Temperaturveränderungen sind für Alex auch noch schwierig. Wenn er umgezogen wird, ist es für ihn ungefähr so wie für seine Eltern, wenn sie aus einem warmen Wohnzimmer nach draußen in eine verschneite Winterlandschaft treten.
Spannend wird es, wenn Alex’ Gehirn ungefähr im dritten Monat lernt, all die verschiedenen Wahrnehmungen zu verknüpfen: Eine Rassel macht nicht nur ein Geräusch, man sieht gleichzeitig ihre Form und kann spüren, wie sie sich anfühlt – und alle diese Dinge gehören zu der Rassel. So ein Ding setzt sich offenbar aus mehreren erfahrbaren Ebenen zusammen – sehr interessant. Mit drei Monaten wendet Alex den Kopf zur Rassel, sobald er sie hört.
Alex wird sein Gehirn hauptsächlich durch Spielen entwickeln. Er entdeckt während der ersten acht Wochen seine Hände, und damit beginnt für ihn ein neues Leben.
Zunächst sind alles Zufallshandlungen: Er liegt auf dem Rücken und strampelt mit Armen und Beinen, plötzlich kommt eine Hand in sein Blickfeld! Das findet er sehr erstaunlich, denn es kommt absolut unerwartet. Er zappelt weiter, die Hand verlässt sein Blickfeld und da er noch nicht weiß, dass Dinge, die er nicht sieht, trotzdem noch da sind, sucht er nicht nach der Hand. Er schaut weiter friedlich in die Gegend – bis die Hand wieder auftaucht! Bald stellt er fest, dass dieses seltsame Ding öfter erscheint.
Irgendwann berührt Alex bei diesem Gestrampel zufällig etwas, was sich dann bewegt. Nach ungefähr acht Wochen erkennt er, dass er das beeinflussen kann und versucht es ab da immer gezielter. Er erlernt die ersten Zusammenhänge von Ursache und Wirkung: Wenn ich gegen etwas stoße, passiert etwas.
Mit drei Monaten kann Alex seine Hände bewusst in der Mitte zusammenführen, vorher war es ihm noch ein Rätsel, was Hand-links mit Hand-rechts zu tun hatte.

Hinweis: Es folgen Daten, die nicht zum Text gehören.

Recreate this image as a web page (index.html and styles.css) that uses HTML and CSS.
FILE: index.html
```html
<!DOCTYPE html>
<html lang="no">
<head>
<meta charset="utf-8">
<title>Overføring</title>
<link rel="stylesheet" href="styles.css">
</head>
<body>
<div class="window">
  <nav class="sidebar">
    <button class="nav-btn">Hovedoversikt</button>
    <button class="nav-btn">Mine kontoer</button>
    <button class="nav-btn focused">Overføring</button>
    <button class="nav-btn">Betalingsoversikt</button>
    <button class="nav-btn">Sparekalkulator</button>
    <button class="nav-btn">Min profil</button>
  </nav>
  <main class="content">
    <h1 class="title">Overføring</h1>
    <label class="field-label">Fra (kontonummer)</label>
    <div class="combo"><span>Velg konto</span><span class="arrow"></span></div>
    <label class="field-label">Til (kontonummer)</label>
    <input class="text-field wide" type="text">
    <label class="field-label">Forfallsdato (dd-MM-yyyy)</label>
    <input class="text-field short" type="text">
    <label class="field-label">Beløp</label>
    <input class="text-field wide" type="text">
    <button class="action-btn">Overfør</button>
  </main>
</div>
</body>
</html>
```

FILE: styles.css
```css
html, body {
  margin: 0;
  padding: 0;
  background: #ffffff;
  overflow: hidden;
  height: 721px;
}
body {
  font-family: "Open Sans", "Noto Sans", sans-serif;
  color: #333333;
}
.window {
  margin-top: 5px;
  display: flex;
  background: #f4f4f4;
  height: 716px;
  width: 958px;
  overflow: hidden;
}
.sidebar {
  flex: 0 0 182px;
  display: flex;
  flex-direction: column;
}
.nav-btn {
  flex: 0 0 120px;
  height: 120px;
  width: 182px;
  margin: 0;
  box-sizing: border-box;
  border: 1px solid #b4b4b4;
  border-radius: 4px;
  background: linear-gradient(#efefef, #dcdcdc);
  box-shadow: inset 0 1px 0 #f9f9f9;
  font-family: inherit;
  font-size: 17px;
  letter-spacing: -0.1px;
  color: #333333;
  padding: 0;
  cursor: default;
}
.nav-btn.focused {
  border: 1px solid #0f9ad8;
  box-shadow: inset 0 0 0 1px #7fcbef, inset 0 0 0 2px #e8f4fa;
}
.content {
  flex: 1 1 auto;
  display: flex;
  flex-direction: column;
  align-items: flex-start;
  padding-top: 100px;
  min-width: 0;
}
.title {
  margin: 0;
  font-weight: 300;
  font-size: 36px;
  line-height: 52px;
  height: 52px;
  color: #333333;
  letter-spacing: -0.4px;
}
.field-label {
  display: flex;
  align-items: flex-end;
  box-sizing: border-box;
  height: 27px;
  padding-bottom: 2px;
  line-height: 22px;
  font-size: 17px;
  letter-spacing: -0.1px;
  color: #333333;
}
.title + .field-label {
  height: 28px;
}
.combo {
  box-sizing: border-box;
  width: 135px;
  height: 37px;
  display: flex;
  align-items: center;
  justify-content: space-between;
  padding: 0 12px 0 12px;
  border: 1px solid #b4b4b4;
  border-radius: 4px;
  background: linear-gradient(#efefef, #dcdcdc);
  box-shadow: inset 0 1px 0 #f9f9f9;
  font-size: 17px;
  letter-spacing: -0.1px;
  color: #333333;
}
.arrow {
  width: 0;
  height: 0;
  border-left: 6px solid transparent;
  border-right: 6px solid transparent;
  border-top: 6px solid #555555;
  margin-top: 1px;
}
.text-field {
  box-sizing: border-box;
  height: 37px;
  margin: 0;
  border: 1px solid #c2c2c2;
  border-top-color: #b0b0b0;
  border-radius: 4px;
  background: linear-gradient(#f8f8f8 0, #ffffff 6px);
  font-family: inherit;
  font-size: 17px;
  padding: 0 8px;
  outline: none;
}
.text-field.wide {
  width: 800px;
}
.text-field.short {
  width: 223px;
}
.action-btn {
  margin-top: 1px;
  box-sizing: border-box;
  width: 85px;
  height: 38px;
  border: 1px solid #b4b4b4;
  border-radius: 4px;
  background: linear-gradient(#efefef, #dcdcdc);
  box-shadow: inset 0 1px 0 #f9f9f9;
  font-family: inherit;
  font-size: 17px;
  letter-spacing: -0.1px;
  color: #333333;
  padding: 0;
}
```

Er stellt fest, dass diese beiden Hände immer bei ihm sind und er damit Dinge festhalten kann.
Spätestens ab vier Monaten ersetzt der Mund für Alex die Augen – er führt einen Gegenstand zuerst zum Mund. Er befühlt ihn von allen Seiten mit Lippen und Zunge und macht sich so ein Bild von diesem Gegenstand in seinem Kopf. Er will auch wissen, wie er schmeckt, aber vor allem, wie er aussieht und nutzt dafür die sensiblen Mundorgane.

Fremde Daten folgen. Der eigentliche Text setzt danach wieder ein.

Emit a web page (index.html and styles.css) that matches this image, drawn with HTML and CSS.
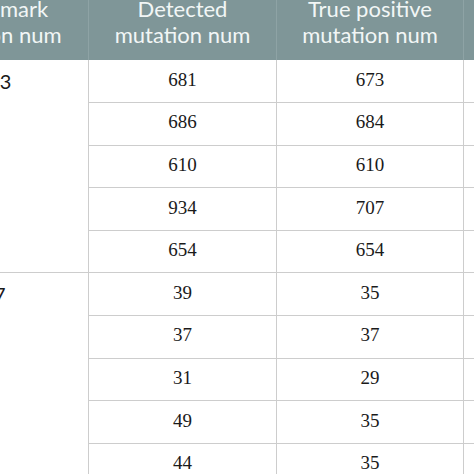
FILE: index.html
```html
<!DOCTYPE html>
<html>
<head>
<meta charset="utf-8">
<link rel="stylesheet" href="styles.css">
</head>
<body>
<div class="viewport">
  <table class="grid">
    <colgroup>
      <col class="c1"><col class="c2"><col class="c3"><col class="c4">
    </colgroup>
    <thead>
      <tr>
        <th>Benchmark<br>mutation num</th>
        <th>Detected<br>mutation num</th>
        <th>True positive<br>mutation num</th>
        <th>Precision<br>(%)</th>
      </tr>
    </thead>
    <tbody>
      <tr><td class="bench" rowspan="5">713</td><td>681</td><td>673</td><td>98.83</td></tr>
      <tr><td>686</td><td>684</td><td>99.71</td></tr>
      <tr><td>610</td><td>610</td><td>100</td></tr>
      <tr><td>934</td><td>707</td><td>75.70</td></tr>
      <tr><td>654</td><td>654</td><td>100</td></tr>
      <tr><td class="bench" rowspan="5">37</td><td>39</td><td>35</td><td>89.74</td></tr>
      <tr><td>37</td><td>37</td><td>100</td></tr>
      <tr><td>31</td><td>29</td><td>93.55</td></tr>
      <tr><td>49</td><td>35</td><td>71.43</td></tr>
      <tr><td>44</td><td>35</td><td>79.55</td></tr>
    </tbody>
  </table>
</div>
</body>
</html>
```

FILE: styles.css
```css
html, body {
  margin: 0;
  padding: 0;
  background: #ffffff;
}

.viewport {
  width: 474px;
  height: 474px;
  overflow: hidden;
}

.grid {
  border-collapse: collapse;
  table-layout: fixed;
  width: 714px;
  margin-left: -101px;
  margin-top: -17px;
}

.c1 { width: 189px; }
.c2 { width: 188px; }
.c3 { width: 187px; }
.c4 { width: 150px; }

.grid th {
  background: #7f9698;
  color: #f2f6f6;
  font-family: Lato, "Open Sans", sans-serif;
  font-weight: 400;
  font-size: 22px;
  line-height: 25.5px;
  padding: 13px 4px;
  text-align: center;
  border-right: 1.5px solid #8ea3a5;
}

.grid td {
  height: 42.6px;
  box-sizing: border-box;
  padding: 0 4px 3px;
  text-align: center;
  vertical-align: middle;
  font-family: "Liberation Serif", "Times New Roman", serif;
  font-size: 19px;
  color: #1a1a1a;
  border: 1.5px solid #cdcdcd;
}

.grid td.bench {
  vertical-align: top;
  padding-top: 9px;
  font-family: Lato, "Open Sans", sans-serif;
  font-size: 20px;
  line-height: 24px;
}

.grid tbody tr:first-child td {
  border-top: none;
}
```
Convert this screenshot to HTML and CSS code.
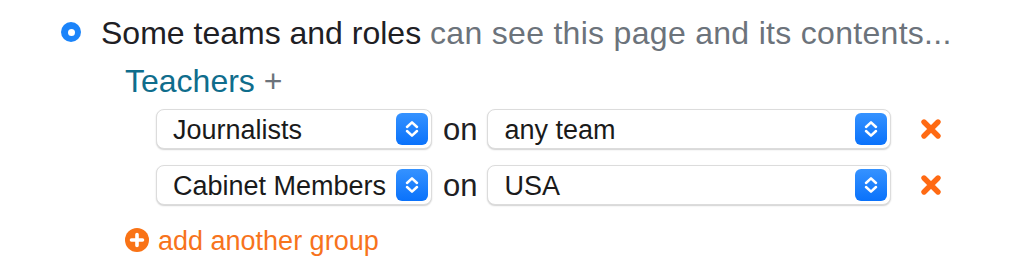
FILE: index.html
```html
<!DOCTYPE html>
<html>
<head>
<meta charset="utf-8">
<link rel="stylesheet" href="styles.css">
</head>
<body>
<div class="panel">
  <div class="option">
    <span class="radio"><span class="radio-dot"></span></span>
    <span class="option-text"><span class="strong">Some teams and roles</span> <span class="muted">can see this page and its contents...</span></span>
  </div>
  <div class="group">
    <div class="group-title"><span class="team">Teachers</span> <span class="plus">+</span></div>
    <div class="rows">
      <div class="row">
        <div class="select select-role"><span class="select-label">Journalists</span><span class="stepper"><svg width="16" height="22" viewBox="0 0 16 22"><path d="M3 9 L8 4.3 L13 9 M3 13 L8 17.7 L13 13" fill="none" stroke="#fff" stroke-width="2.5" stroke-linecap="round" stroke-linejoin="round"/></svg></span></div>
        <span class="on">on</span>
        <div class="select select-team"><span class="select-label">any team</span><span class="stepper"><svg width="16" height="22" viewBox="0 0 16 22"><path d="M3 9 L8 4.3 L13 9 M3 13 L8 17.7 L13 13" fill="none" stroke="#fff" stroke-width="2.5" stroke-linecap="round" stroke-linejoin="round"/></svg></span></div>
        <span class="remove"><svg width="22" height="22" viewBox="0 0 22 22"><path d="M4 4 L18 18 M18 4 L4 18" stroke="#ff6a13" stroke-width="5.4" stroke-linecap="round"/></svg></span>
      </div>
      <div class="row">
        <div class="select select-role"><span class="select-label">Cabinet Members</span><span class="stepper"><svg width="16" height="22" viewBox="0 0 16 22"><path d="M3 9 L8 4.3 L13 9 M3 13 L8 17.7 L13 13" fill="none" stroke="#fff" stroke-width="2.5" stroke-linecap="round" stroke-linejoin="round"/></svg></span></div>
        <span class="on">on</span>
        <div class="select select-team"><span class="select-label">USA</span><span class="stepper"><svg width="16" height="22" viewBox="0 0 16 22"><path d="M3 9 L8 4.3 L13 9 M3 13 L8 17.7 L13 13" fill="none" stroke="#fff" stroke-width="2.5" stroke-linecap="round" stroke-linejoin="round"/></svg></span></div>
        <span class="remove"><svg width="22" height="22" viewBox="0 0 22 22"><path d="M4 4 L18 18 M18 4 L4 18" stroke="#ff6a13" stroke-width="5.4" stroke-linecap="round"/></svg></span>
      </div>
    </div>
    <div class="add"><svg class="add-icon" width="24" height="24" viewBox="0 0 24 24"><circle cx="12" cy="12" r="12" fill="#f97316"/><path d="M12 6.5 V17.5 M6.5 12 H17.5" stroke="#fff" stroke-width="3.6" stroke-linecap="round"/></svg><span>add another group</span></div>
  </div>
</div>
</body>
</html>
```
FILE: styles.css
```css
html, body {
  margin: 0;
  padding: 0;
  background: #ffffff;
}
body {
  font-family: "Liberation Sans", Arial, sans-serif;
  color: #1e2024;
}
.panel {
  padding-top: 13px;
  padding-left: 61px;
}
.option {
  display: flex;
  align-items: center;
  gap: 20px;
  height: 40px;
  font-size: 32px;
  line-height: 40px;
  white-space: nowrap;
}
.radio {
  width: 20px;
  height: 20px;
  border-radius: 50%;
  background: #1b84fa;
  display: flex;
  align-items: center;
  justify-content: center;
  flex: none;
  margin-top: -2px;
}
.radio-dot {
  width: 7px;
  height: 7px;
  border-radius: 50%;
  background: #ffffff;
}
.strong { color: #1e2024; }
.muted { color: #6c737b; letter-spacing: 0.3px; }
.group {
  padding-left: 64px;
  padding-top: 8px;
}
.group-title {
  font-size: 32px;
  line-height: 40px;
  height: 40px;
}
.team { color: #0f6d8c; }
.plus { color: #6c737b; }
.rows {
  padding-top: 8px;
  padding-left: 31px;
  display: flex;
  flex-direction: column;
  gap: 16px;
}
.row {
  display: flex;
  align-items: center;
  height: 40px;
}
.select {
  box-sizing: border-box;
  height: 40px;
  background: #ffffff;
  border: 1px solid #dcdcdc;
  border-radius: 8px;
  box-shadow: 0 1px 1.5px rgba(0,0,0,0.18);
  display: flex;
  align-items: center;
  justify-content: space-between;
  padding-left: 16px;
  padding-right: 3px;
  font-size: 27px;
  color: #1a1a1a;
}
.select-label {
  line-height: 40px;
  padding-top: 2px;
  white-space: nowrap;
}
.select-role { width: 276px; }
.select-team { width: 404px; }
.stepper {
  width: 32px;
  height: 32px;
  border-radius: 6px;
  background: linear-gradient(#3592ff, #0a72fb);
  display: flex;
  align-items: center;
  justify-content: center;
  flex: none;
}
.on {
  font-size: 31px;
  line-height: 40px;
  padding-top: 2px;
  margin: 0 10px 0 11px;
  color: #1e2024;
}
.remove {
  margin-left: 29px;
  display: flex;
  align-items: center;
  width: 22px;
  height: 22px;
}
.add {
  margin-top: 18px;
  display: flex;
  align-items: center;
  gap: 9px;
  font-size: 27px;
  line-height: 36px;
  color: #f7731c;
  white-space: nowrap;
}
.add-icon { flex: none; margin-top: -2px; }
```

Schau dich gerne mal in dem Raum um, wo du gerade bist. Du weißt bei jeder Sache, die du anschaust, wie sie sich anfühlen würde, wenn du sie ableckst. Du kannst dir Form, Oberfläche, Temperatur und Geschmack genau vorstellen. Du hast als Baby wahrscheinlich nicht all diese Dinge mit dem Mund erkundet, aber du hast gelernt, Muster zu bilden und diese dann zu übertragen. Beispielsweise ist ein Türrahmen immer glatt und leicht kühl auf der Zunge und ein Regal, das aus ganz ähnlichem Material zu sein scheint, auch, da braucht man nicht an beiden zu lecken. Solche Erfahrungen macht Alex gerade, er erarbeitet sich mit Mund, Händen und Augen seine ganze Welt.

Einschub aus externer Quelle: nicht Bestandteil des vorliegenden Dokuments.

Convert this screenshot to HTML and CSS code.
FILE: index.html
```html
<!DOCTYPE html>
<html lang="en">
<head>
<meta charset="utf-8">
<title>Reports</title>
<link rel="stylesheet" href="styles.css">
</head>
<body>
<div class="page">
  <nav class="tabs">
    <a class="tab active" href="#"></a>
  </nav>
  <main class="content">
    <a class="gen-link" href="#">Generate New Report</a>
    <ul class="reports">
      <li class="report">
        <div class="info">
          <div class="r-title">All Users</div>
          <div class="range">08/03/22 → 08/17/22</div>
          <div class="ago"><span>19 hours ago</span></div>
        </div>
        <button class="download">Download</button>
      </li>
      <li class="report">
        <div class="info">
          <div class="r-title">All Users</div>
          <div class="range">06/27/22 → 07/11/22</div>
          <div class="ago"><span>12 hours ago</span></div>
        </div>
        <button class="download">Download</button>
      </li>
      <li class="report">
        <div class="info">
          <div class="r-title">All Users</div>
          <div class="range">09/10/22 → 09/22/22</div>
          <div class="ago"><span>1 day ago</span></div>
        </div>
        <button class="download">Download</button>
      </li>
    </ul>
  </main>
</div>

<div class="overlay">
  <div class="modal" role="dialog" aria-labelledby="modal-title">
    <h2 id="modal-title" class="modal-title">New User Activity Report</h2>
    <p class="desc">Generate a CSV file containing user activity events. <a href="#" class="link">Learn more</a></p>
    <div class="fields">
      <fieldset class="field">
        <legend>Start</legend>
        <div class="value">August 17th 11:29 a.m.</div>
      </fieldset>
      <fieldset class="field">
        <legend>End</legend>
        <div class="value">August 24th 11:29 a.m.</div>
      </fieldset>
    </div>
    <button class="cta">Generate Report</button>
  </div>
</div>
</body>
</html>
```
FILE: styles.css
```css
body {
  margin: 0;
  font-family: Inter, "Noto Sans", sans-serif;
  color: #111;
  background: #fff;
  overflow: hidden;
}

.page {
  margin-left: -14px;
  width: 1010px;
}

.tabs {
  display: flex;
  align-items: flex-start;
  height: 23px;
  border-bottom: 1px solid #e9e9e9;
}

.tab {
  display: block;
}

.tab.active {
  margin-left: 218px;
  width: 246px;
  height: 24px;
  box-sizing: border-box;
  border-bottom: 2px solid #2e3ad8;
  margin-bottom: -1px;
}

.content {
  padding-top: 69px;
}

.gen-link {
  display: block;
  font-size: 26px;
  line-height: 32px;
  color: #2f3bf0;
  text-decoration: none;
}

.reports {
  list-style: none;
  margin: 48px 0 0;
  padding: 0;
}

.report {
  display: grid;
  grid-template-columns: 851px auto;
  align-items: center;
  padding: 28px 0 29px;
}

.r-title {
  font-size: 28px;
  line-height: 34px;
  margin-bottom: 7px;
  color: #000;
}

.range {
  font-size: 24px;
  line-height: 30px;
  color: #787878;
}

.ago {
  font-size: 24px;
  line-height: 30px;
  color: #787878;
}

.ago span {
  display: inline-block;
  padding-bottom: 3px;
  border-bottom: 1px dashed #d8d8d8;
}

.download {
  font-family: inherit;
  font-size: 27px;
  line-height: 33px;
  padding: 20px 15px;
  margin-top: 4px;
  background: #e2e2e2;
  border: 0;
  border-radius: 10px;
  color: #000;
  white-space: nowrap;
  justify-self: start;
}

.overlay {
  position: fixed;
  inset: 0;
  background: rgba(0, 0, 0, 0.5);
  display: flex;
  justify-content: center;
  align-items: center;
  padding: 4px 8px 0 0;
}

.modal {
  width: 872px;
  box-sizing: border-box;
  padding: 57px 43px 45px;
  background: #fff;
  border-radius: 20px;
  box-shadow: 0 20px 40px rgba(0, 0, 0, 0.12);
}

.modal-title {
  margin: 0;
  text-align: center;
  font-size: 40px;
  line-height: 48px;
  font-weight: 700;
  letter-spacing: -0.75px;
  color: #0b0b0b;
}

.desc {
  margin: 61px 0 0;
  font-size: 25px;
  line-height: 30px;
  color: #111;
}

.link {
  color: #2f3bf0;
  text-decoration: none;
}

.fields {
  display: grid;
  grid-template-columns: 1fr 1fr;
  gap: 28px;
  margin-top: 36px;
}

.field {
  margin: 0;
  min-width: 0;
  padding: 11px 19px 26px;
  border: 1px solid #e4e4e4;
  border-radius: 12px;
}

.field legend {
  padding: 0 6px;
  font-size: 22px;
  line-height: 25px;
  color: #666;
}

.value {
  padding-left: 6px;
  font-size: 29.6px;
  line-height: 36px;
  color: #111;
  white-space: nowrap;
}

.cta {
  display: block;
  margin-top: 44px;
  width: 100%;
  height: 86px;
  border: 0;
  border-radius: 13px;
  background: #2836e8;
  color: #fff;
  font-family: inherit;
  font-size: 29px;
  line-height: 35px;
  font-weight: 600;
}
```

In den nächsten Monaten wird Alex seine Experimente ausweiten, bald erspürt er einen Gegenstand nicht mehr nur mit dem Mund, sondern untersucht ihn umfassender. Er fühlt, schüttelt ihn oder schmeißt ihn weg. So versteht er die Eigenschaften von Dingen. Er nutzt dazu jetzt alle Sinne, schüttelt beispielsweise eine Rassel, macht dann Pause und lauscht. Dann wiederholt er das – rasselt es dann wieder? Und auch noch mal?